ERIC Wallace has hustled with The Hurricane, watched England win the World Cup for 50p and was once whitewashed in a badminton match by an opponent wearing ballet shoes!

All amusing and interesting anecdotes of a man whose enjoyment of sport is matched by his success.

Today, Eric is a seven-days-week bowls man but he says his experiences in a wide range of sports have helped him succeed in later life.

As a schoolboy footballer, Eric played in the same Blackburn town team as Ian Gillibrand – a former Arsenal and Wigan player who tragically died at the crease playing cricket.

The pair were part of a town team that reached the last eight of the England Schoolboys Cup, a feat that hasn’t been repeated.

And it was while studying at QEGS that he got to watch England lift the World Cup, not to mention seeing the great Pele and Eusebio in action.

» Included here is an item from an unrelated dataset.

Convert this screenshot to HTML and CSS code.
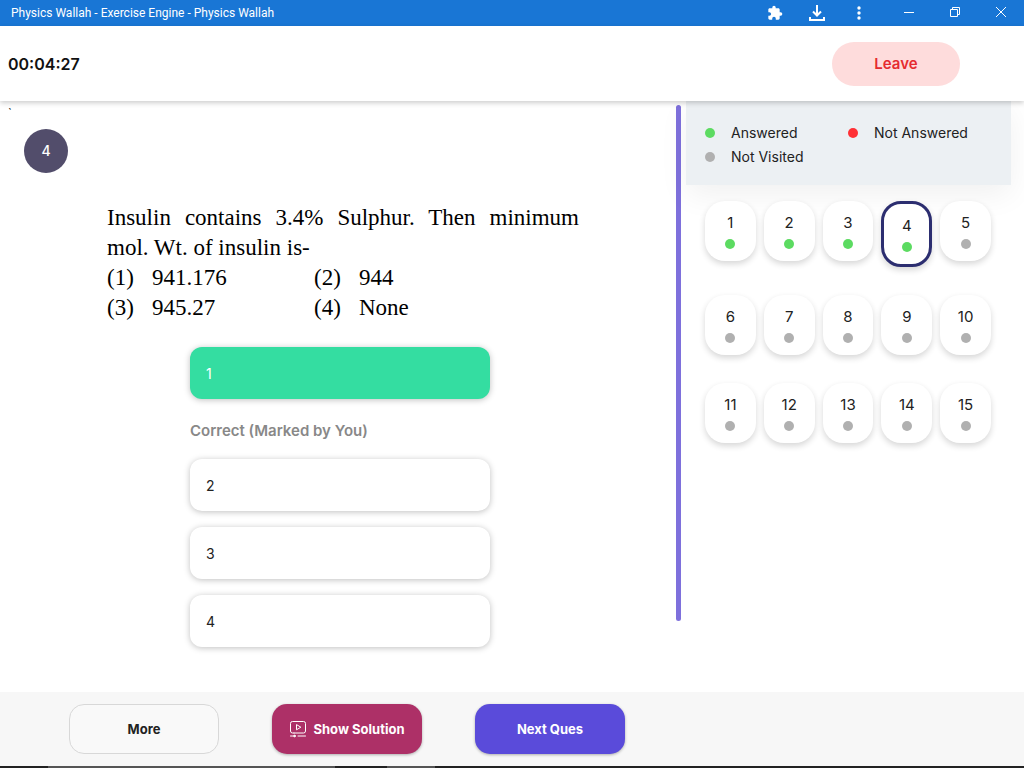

“I went to school with a boy called Andrew Kitson who suggested we try and get some tickets,” recalls Eric.

“I didn’t think we stood a chance but we ended up getting what was basically a World Cup season ticket.

“We got all the North West games and saw Pele and Brazil in action, the semi finals and third/fourth place play-off and the final.

“I still have the ticket and it cost me 50p to see England win the World Cup final!”

It cost Wallace the same amount to take on Alex Higgins, who between his two World Championship wins in 1972 and 1982, would play for beer money in pubs and clubs in Blackburn where he once lived.

“He was incredible,” recalls Eric. “Alex was the reason why the likes of Jimmy White and Ronnie O’Sullivan took up the game and made so much money.

“We would queue up to play him. You never had a chance but it was just a case of being able to say you had played the great Hurricane Higgins.

“I once remember him making a break of a hundred in two minutes 20 seconds. He had a stop watch and some one on each pocket to take out the balls!” Badminton too was a sport that Eric excelled in while studying at Coventry University.

However there was one match he would rather wipe from the memory banks.

“I was on court and this chap walked on wearing ballet shoes,” said Eric who gained England standard coaching qualifications. “I thought he didn’t stand a chance the way he was dressed. I spent the whole game picking the shuttlecock off the ground and lost 15-0!”

But while Eric has been a talented snooker, football and badminton player in his time, it was in bowls that he found his true calling.

And he has Aunty Edith and Uncle Earnie and his understanding wife Christine to thank.

As is often the case, he stumbled across the sport by chance.

It was on a visit to Christine’s bowls-mad relatives in Surrey that he was roped in and he was hooked.

“We were visiting my wife’s relatives Aunty Edith and Uncle Earnie who were heavily involved in their bowls.

“We went to watch them play and they were short of a player and asked me to play.

“I loved it, so much do that on my return, I went and joined up a local club.”

That was back in 1970 and it was in the flat green bowls.

And Eric proved to be pretty useful, playing over in Bolton he went on to play and county level and, memorably, reached the All England finals in Worthing in 1984.

“I always thought that if you have that hand-eye coordination then you should be able to turn you hand to most sports,” added Eric. “I found that when I first took up bowls. It was a sport I found I could quickly adapt to because of my interest in other sports.”

An adapt he did, playing in an All England final and earning his county badge which he received off John Bell, the England number one at the time.

“Getting my county badge was a big thing for me,” he said. “To receive it from John Bell, who had the time, was the main man, made it even more special.”

Family commitments meant that Wallace swapped the flat green bowls for crown green bowls – the version played exclusively at clubs across East Lancashire.

Again, it was a version he found very easy to adapt to with notably success coming in the Ribblesdale Wanderers Floodlit Pairs where he and his son Adam became the first local bowlers to win the event in 2010.

He has won the Sabden Open which attracts bowlers from across the North West in 2011 and was runner-up the following year.

Indoor bowls or ‘thinking man’s bowls’ as Eric calls it has also been a big passion of his. He first took up the game in the 80s then put it on the back burner until he retired.

Now aged 65, Eric has shown he has lost none of his skills or desire for the game.

He has won notably singles and doubles competitions, has again played at county standard and, alongside Accrington’s John Schofield, is on the verge of reaching the national finals.

Eric’s latest venture is helping to set up and run the Dorothy Southworth Indoor Bowling League at Roefield Leisure Centre – and he is loving every minute of it.

“I have never run a league before but I was approached by the centre to help set it up and oversees things and I am really enjoying it,” said Eric.

“Considering this is the first time we have run it, all the teams have really taken to it and are enjoying the challenge.

“Indoor bowls is a lot different to the crown green bowls this players are usually used to and it does take time to adapt to the indoor game.”

With Eric also due to run a junior course at the centre, it takes his bowls up to seven days a week – not that he is complaining.

“The good thing is my wife can’t really say anything as she got me playing in the first place!” he said.